J’ai toujours été sportive et attirée par le football. Je jouais avec les garçons dans la cour de récré, en primaire. J’étais très garçon manqué, je n’étais pas du tout dans cette optique « princesse » de la plupart des filles. Je préférais jouer au ballon qu’à l’élastique et ça se passait super bien. Je me suis ensuite inscrite au club Genêt d’Anglet avec mes copains, chez moi, dans les Pyrénées-Atlantiques, où j’ai joué en mixte jusqu’à mes 14 ans, la date limite autorisée.
Tu as ensuite dû quitter ce club ?
C’était vraiment dur car je ne voulais pas aller jouer avec les filles, je me disais qu’il y avait moins de niveau. En plus, j’avais seulement 16 ans et je devais pratiquer avec des séniors.
Je suis finalement entrée dans un club féminin voisin, mais mon club m’a proposé parallèlement de rester avec eux à la condition de passer le concours d’arbitre. Ce que j’ai fait : j’ai été nommée arbitre stagiaire puis titularisée.
J’étais la seule arbitre féminine à Anglet, mais comme j’étais aussi la seule joueuse, ça ne m’a pas dérangé ! J’ai tout de suite accroché avec l’idée d’arbitrer le samedi et de jouer le dimanche, c’était un peu sportif comme week-end, mais ça me plaisait.
Tu dis avoir été la seule fille à faire du foot, tu n’as pas eu envie d’embarquer les copines ?

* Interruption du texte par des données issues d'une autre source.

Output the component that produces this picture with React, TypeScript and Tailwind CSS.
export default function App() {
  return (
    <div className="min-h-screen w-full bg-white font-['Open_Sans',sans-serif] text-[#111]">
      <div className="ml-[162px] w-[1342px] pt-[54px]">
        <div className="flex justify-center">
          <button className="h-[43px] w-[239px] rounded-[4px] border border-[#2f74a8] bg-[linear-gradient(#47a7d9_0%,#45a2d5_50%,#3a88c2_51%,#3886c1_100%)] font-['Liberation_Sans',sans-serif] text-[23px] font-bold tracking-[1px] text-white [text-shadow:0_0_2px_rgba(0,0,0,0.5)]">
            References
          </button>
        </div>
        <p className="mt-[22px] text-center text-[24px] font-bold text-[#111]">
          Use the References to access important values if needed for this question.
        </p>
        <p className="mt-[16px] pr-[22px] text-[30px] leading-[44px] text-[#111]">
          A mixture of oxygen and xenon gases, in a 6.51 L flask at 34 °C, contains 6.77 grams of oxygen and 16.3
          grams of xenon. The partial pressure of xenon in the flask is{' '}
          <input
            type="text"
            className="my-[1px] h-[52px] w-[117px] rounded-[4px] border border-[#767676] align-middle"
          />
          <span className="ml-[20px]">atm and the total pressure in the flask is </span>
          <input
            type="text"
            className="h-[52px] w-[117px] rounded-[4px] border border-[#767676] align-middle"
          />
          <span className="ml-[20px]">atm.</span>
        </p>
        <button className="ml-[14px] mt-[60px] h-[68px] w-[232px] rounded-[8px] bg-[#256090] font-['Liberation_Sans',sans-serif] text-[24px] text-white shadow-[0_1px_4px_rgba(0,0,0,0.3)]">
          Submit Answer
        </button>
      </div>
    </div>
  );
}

Le foot pour les filles à l’époque, il y a dix ans, c’était un choix particulier, ça ne s’invente pas. On ne dit pas : « Viens jouer au foot avec les garçons, tu verras, c’est chouette ! » Je passais pour une extraterrestre. Et puis, il fallait être solide face à certaines remarques sexistes. Des garçons machos, il y en a à tous les âges…

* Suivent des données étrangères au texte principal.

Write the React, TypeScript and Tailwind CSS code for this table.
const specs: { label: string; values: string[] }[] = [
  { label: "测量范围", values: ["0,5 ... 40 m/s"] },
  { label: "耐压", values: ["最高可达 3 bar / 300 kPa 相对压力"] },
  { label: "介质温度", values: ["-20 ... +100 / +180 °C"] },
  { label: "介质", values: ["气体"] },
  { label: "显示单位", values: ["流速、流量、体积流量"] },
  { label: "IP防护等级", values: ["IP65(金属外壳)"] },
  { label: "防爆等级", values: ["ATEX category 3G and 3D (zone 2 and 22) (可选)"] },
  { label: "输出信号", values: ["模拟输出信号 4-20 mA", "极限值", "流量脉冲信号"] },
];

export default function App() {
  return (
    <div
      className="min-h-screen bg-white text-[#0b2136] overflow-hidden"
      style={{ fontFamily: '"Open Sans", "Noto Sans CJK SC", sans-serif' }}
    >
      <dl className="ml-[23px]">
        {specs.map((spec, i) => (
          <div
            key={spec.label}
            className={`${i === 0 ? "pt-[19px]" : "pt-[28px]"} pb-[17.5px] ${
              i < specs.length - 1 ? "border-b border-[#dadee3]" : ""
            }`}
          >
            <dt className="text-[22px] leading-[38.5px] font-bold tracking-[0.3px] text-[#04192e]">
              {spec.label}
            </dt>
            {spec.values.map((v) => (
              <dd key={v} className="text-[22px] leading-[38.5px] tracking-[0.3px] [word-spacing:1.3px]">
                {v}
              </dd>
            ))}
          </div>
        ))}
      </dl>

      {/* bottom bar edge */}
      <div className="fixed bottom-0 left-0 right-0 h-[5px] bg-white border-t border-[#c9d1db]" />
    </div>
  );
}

Lorsque tu as déménagé à Bordeaux pour tes études en marketing, tu as dû faire un choix : jouer ou arbitrer…
Oui, je faisais alors partie de la Fédération Française de Football et je ne pouvais plus avoir la double licence. J’ai donc préféré arrêter de jouer avec mon équipe. Je savais que ça allait me manquer, mais je me disais que j’allais pouvoir très vite découvrir autre chose et que j’avais là une belle marge de progression.
J’ai donc passé le concours de la Ligue puis celui de jeune arbitre de la Fédération, j’ai été reçue et après, ça va très vite.

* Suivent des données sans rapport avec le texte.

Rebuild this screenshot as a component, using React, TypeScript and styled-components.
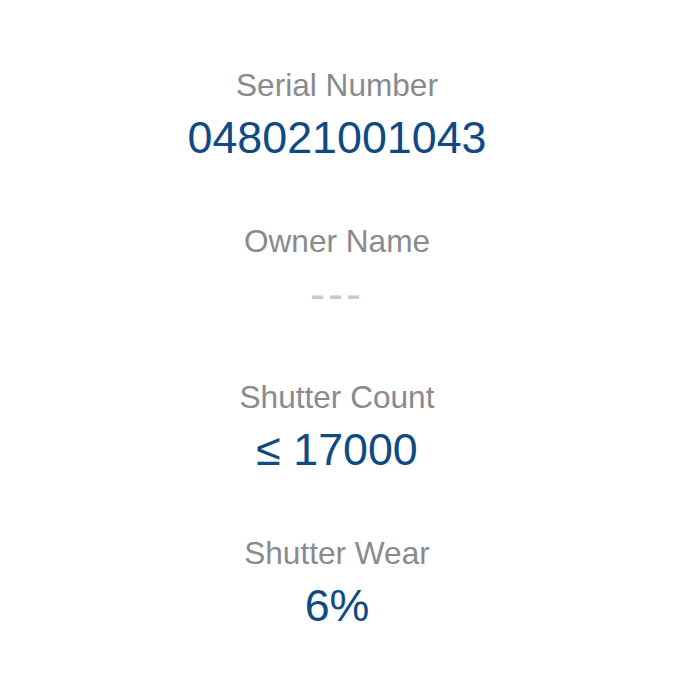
import React from 'react';
import styled, { createGlobalStyle } from 'styled-components';

type InfoItem = {
  label: string,
  value: string,
  empty?: boolean
}

const GlobalStyle = createGlobalStyle`
  html, body {
    margin: 0;
    padding: 0;
    background: #ffffff;
  }
`

const Page = styled.div`
  display: flex;
  flex-direction: column;
  align-items: center;
  gap: 52px;
  width: 674px;
  height: 674px;
  padding-top: 66px;
  box-sizing: border-box;
  background: #ffffff;
  overflow: hidden;
  font-family: 'Liberation Sans', Arial, sans-serif;
`

const Block = styled.div`
  display: flex;
  flex-direction: column;
  align-items: center;
`

const Label = styled.div`
  font-size: 31.6px;
  line-height: 38px;
  font-weight: 400;
  color: #8a8a8e;
  white-space: nowrap;
`

const Value = styled.div<{ $empty?: boolean }>`
  font-size: 44.8px;
  line-height: 66px;
  font-weight: 400;
  color: ${p => (p.$empty ? '#c9c9cc' : '#0f4a83')};
  letter-spacing: ${p => (p.$empty ? '3px' : '0')};
  white-space: nowrap;
`

const items: InfoItem[] = [
  { label: 'Serial Number', value: '048021001043' },
  { label: 'Owner Name', value: '---', empty: true },
  { label: 'Shutter Count', value: '≤ 17000' },
  { label: 'Shutter Wear', value: '6%' }
]

function App() {
  return (
    <>
      <GlobalStyle />
      <Page>
        {items.map(item => (
          <Block key={item.label}>
            <Label>{item.label}</Label>
            <Value $empty={item.empty}>{item.value}</Value>
          </Block>
        ))}
      </Page>
    </>
  );
}

export default App;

Lire aussi : Dans les petits secrets des joueuses de l’OL
Ton quotidien d’arbitre a changé ?
J’étais dans un univers plus pro, avec des équipes en centre de formation, jeunes et très respectueuses. Tous des hommes et tous des joueurs qui ne pensaient qu’à bien jouer, dans l’optique d’être remarqués par des recruteurs. Ils ne râlaient pas, ne faisaient pas d’histoires… J’ai aussi beaucoup voyagé, beaucoup appris.
Les voyages…ça t’a donné envie de devenir arbitre international ?
Devenir arbitre international, non, ça ne m’a pas traversé l’esprit à l’époque, mais ça me faisait rêver de voir les joueuses de l’équipe de France, de la D1 féminine.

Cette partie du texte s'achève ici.